Doctors issue sneeze warning over ruptured throat
16th January 2018 – If you are ever in the habit of pinching your nose while closing your mouth to stifle a sneeze, be warned – you could do yourself a serious injury.
One man found himself in hospital after rupturing the back of his throat when he did so.
The saga is detailed in the journal BMJ Case Reports.
Snap, crackle and pop
Emergency care doctors in Leicester were initially puzzled when an otherwise fit 34 year old man explained he had developed a popping sensation in neck when he shut his mouth and held his nose during a powerful sneeze.
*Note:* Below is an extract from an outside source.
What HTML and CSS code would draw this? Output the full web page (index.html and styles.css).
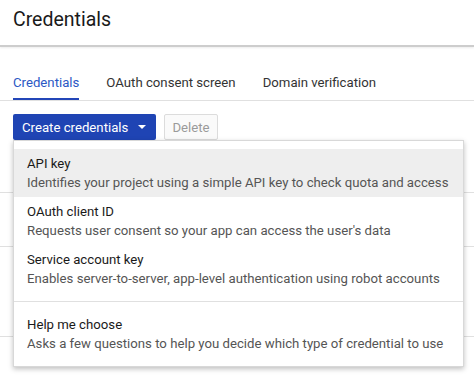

This was accompanied by swelling, problems swallowing, and a change to his voice.
On examination, the doctors found that the increase in air pressure during the sneeze had ruptured the back of his throat.
They heard popping and crackling all the way down from the neck to his ribcage – a sign, they say, that air bubbles had found their way into the deep tissue and muscles of his chest.
The doctors checked for a condition known as Boerhaave's syndrome, after the 18th-century physician Herman Boerhaave, in which a tear develops in the food pipe, or oesophagus.
However, the diagnosis of a tear in the pharynx – the part of the throat behind the mouth and nasal cavity and above the oesophagus – was later confirmed by a CT scan.
'A dangerous manoeuvre'
The doctors explain such tears are rare, and usually caused by injury, or occasionally by vomiting, retching or heavy coughing.
The man was admitted to hospital because of the risk of serious complications, fed by a tube and given antibiotics into a vein until the swelling and pain had subsided.
After 7 days he was well enough to be sent home.
"Halting [a] sneeze via blocking nostrils and mouth is a dangerous manoeuvre, and should be avoided," the doctors caution.
They say doing so could lead to various complications including getting air trapped in the chest cavity between the lungs, perforating an eardrum, and even bursting a blood vessel in the brain.